What the task requires: How many lines in the records below contain the word "table"? Answer with the number alone.

Records shown:

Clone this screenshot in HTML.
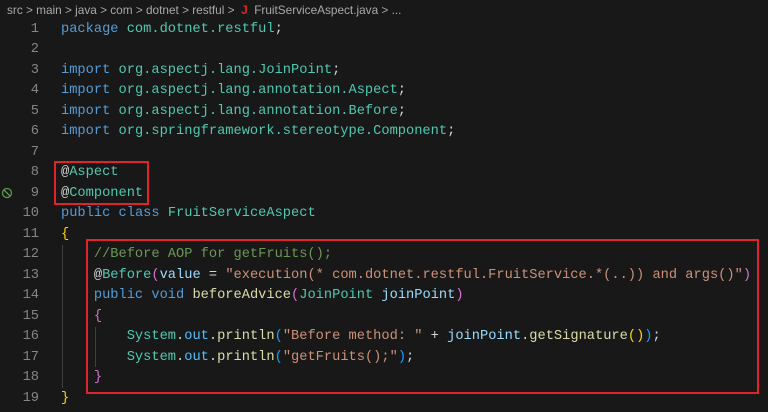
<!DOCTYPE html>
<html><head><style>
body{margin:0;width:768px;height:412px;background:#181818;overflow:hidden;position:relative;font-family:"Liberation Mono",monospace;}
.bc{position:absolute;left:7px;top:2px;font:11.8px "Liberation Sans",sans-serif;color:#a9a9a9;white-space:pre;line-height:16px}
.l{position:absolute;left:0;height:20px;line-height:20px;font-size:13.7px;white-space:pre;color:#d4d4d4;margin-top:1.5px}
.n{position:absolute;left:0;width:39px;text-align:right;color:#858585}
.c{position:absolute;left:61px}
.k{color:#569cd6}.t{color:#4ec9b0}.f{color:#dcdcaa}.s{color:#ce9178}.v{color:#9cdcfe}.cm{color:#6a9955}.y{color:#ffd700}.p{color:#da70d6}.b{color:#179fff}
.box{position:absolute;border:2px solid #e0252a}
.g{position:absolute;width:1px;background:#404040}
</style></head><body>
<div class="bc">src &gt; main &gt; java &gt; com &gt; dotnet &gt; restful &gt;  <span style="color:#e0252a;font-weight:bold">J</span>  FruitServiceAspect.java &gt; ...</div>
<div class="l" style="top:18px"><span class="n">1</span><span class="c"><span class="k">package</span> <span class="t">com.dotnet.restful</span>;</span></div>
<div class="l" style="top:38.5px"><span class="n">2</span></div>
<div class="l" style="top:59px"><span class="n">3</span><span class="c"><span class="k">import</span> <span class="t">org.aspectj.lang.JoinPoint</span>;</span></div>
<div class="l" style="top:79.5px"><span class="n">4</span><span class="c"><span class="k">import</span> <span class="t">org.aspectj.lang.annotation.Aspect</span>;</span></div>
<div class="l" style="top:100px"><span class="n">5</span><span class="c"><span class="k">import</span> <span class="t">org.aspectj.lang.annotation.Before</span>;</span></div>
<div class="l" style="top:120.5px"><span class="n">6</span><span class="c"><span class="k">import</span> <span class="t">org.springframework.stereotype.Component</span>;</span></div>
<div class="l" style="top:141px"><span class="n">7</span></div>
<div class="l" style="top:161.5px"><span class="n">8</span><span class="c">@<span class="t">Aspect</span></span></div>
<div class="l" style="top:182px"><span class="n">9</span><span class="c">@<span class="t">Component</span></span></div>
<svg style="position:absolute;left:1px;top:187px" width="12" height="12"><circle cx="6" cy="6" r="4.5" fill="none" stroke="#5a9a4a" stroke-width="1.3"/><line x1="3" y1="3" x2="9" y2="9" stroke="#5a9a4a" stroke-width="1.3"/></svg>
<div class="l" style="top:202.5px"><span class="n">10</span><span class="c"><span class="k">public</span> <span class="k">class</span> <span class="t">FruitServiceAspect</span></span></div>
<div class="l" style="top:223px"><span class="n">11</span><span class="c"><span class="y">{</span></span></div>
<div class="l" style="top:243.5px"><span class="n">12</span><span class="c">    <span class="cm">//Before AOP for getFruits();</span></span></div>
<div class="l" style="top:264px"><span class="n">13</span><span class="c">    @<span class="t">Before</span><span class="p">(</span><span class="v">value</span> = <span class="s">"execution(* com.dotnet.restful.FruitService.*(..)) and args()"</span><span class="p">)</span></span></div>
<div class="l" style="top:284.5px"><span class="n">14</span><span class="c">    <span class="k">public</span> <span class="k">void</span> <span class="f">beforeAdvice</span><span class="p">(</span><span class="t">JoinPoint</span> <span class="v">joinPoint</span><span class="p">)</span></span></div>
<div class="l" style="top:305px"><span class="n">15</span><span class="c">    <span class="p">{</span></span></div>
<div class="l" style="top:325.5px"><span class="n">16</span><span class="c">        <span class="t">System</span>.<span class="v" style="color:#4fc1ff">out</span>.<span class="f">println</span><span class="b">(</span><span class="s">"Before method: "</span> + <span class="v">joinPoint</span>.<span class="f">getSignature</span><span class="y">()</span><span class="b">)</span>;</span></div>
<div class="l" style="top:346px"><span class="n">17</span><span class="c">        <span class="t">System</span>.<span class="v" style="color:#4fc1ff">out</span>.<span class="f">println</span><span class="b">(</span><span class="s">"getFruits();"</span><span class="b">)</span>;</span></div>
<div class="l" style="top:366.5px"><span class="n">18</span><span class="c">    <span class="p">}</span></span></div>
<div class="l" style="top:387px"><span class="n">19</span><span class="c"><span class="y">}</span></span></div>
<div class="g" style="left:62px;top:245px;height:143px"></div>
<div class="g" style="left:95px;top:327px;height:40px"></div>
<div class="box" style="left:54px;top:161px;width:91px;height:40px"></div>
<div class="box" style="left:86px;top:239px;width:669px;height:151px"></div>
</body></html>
==
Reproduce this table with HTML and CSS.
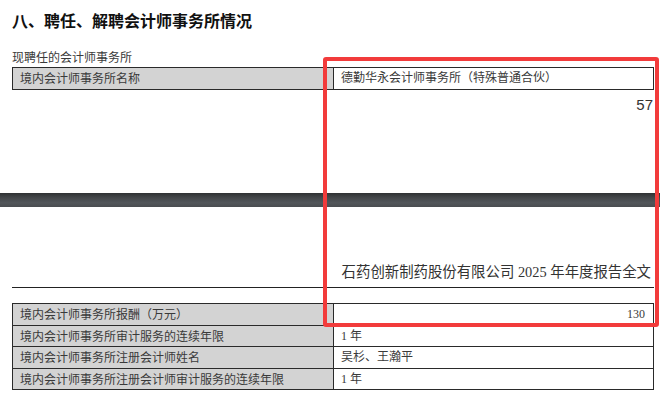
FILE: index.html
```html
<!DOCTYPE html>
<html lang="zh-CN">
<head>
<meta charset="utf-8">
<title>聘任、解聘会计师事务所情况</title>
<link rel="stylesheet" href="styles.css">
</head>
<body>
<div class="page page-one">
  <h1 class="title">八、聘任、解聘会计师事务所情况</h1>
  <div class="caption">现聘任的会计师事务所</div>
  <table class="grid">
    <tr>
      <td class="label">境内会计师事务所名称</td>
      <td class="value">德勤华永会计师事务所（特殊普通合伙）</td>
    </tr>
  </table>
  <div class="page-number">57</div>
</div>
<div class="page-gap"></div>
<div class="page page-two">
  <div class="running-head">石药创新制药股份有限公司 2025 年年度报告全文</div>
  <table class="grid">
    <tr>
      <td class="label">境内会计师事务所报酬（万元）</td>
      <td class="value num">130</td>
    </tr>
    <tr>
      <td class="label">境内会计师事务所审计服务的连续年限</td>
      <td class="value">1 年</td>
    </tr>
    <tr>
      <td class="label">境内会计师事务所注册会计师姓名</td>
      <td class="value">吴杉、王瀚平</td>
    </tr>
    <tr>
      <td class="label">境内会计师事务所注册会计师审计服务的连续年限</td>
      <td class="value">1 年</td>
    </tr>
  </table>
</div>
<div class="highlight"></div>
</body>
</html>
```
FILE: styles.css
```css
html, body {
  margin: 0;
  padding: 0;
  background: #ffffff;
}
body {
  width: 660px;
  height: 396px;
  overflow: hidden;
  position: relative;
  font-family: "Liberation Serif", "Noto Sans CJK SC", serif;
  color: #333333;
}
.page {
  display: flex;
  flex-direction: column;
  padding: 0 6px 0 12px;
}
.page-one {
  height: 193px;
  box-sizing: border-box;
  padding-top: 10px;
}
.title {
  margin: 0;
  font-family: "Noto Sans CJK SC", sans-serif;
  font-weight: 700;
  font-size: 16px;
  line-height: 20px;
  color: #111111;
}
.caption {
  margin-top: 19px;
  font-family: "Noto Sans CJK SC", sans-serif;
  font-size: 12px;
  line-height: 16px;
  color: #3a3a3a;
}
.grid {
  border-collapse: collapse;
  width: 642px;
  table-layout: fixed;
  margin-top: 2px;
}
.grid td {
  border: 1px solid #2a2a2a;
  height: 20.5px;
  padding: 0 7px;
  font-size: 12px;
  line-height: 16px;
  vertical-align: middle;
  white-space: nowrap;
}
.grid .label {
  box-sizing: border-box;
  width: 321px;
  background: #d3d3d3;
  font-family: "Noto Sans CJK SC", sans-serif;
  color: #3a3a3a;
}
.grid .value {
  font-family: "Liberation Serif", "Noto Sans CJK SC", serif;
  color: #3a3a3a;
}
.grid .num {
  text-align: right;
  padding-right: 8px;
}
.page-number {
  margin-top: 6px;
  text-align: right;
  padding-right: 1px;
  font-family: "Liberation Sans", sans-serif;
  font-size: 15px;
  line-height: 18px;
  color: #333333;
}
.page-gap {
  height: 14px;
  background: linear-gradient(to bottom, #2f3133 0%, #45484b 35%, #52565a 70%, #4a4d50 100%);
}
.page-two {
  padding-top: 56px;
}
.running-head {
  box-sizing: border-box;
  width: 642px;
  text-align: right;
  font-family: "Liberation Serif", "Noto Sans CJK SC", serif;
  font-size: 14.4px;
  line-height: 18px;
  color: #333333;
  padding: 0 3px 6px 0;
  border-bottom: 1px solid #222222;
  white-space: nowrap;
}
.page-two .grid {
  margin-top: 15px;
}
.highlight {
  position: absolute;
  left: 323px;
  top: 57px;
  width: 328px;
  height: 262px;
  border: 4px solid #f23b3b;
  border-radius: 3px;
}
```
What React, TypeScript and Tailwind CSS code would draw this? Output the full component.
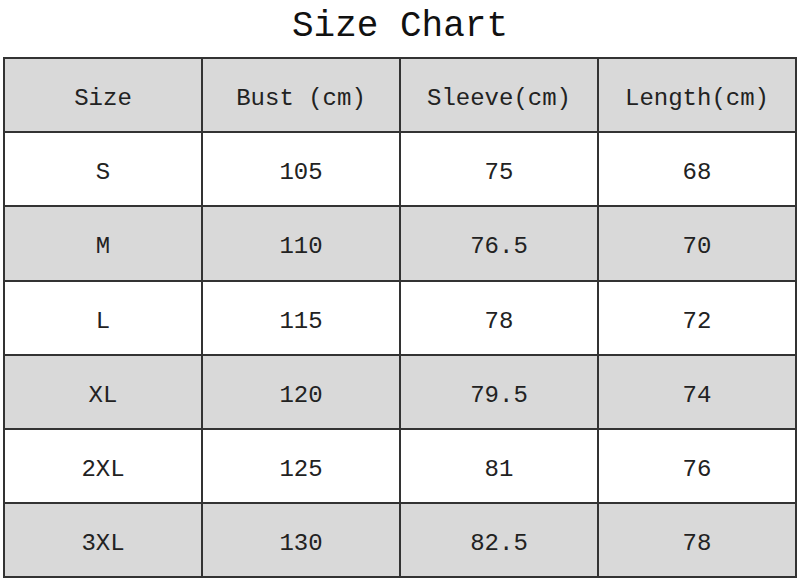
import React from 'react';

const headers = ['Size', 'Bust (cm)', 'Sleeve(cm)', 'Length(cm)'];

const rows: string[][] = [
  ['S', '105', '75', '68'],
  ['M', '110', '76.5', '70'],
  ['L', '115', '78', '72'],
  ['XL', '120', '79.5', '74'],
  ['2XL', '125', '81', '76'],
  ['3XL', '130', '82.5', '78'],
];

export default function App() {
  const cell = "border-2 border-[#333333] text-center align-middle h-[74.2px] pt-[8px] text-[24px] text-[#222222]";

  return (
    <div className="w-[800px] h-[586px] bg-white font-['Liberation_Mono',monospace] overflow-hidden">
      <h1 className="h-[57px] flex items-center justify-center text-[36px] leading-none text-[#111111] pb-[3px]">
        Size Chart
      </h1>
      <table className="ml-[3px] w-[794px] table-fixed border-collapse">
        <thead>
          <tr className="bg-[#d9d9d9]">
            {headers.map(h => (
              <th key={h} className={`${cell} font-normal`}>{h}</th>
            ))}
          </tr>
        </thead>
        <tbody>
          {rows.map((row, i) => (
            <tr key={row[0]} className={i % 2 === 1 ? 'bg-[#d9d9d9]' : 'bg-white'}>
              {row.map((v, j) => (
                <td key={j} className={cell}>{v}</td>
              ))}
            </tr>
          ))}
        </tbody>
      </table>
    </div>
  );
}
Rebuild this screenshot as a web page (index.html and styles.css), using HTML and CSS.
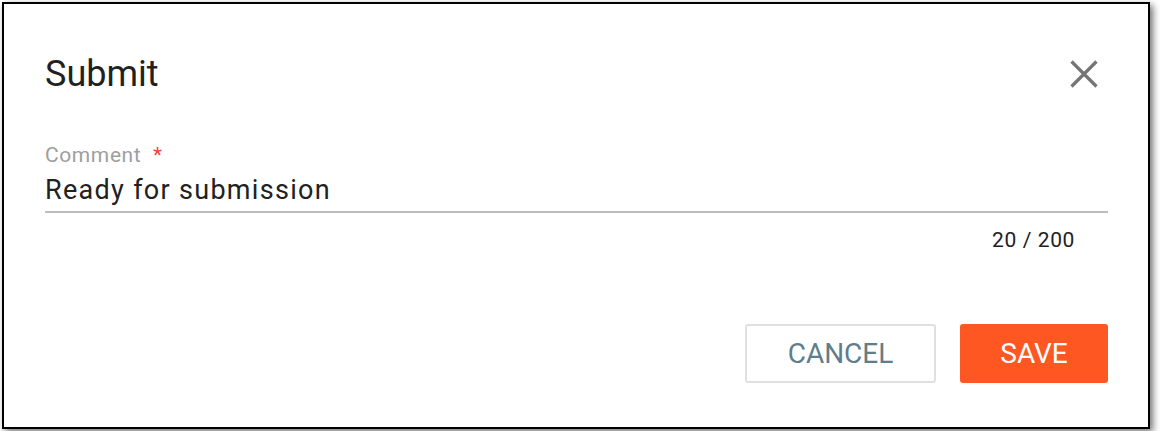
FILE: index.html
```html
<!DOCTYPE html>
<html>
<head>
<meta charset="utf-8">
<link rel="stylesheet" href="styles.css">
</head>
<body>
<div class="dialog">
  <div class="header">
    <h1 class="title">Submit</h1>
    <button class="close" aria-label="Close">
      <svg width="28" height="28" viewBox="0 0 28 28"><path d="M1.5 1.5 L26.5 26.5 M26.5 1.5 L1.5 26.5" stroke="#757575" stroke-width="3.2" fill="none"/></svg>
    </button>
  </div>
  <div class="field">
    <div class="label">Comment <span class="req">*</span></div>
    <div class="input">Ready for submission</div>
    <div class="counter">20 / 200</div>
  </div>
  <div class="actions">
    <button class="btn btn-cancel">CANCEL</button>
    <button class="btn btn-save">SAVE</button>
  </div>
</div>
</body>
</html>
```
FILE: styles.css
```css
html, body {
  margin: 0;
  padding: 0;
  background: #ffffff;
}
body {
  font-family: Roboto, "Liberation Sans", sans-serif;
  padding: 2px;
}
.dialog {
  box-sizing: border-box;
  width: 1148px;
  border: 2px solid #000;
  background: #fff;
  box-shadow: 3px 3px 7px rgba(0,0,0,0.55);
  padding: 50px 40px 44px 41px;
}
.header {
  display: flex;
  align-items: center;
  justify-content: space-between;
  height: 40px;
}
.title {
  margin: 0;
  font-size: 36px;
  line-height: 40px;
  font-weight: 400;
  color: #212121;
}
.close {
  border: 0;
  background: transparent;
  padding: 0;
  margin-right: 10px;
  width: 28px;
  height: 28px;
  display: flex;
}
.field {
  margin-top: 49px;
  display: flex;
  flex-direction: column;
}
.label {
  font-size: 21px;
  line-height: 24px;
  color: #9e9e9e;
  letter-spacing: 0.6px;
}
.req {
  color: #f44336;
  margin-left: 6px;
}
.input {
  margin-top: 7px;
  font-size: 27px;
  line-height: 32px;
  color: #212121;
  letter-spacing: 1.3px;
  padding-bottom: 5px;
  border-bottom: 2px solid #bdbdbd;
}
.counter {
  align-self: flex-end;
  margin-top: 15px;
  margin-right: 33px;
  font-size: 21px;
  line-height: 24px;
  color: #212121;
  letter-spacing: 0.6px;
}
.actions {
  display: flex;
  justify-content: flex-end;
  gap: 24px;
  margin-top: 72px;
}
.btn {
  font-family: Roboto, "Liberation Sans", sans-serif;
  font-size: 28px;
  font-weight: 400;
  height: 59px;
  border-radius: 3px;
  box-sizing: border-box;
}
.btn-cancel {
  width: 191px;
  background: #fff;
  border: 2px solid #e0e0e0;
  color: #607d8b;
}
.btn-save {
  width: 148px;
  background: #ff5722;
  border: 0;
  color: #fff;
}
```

Solution for this task: 8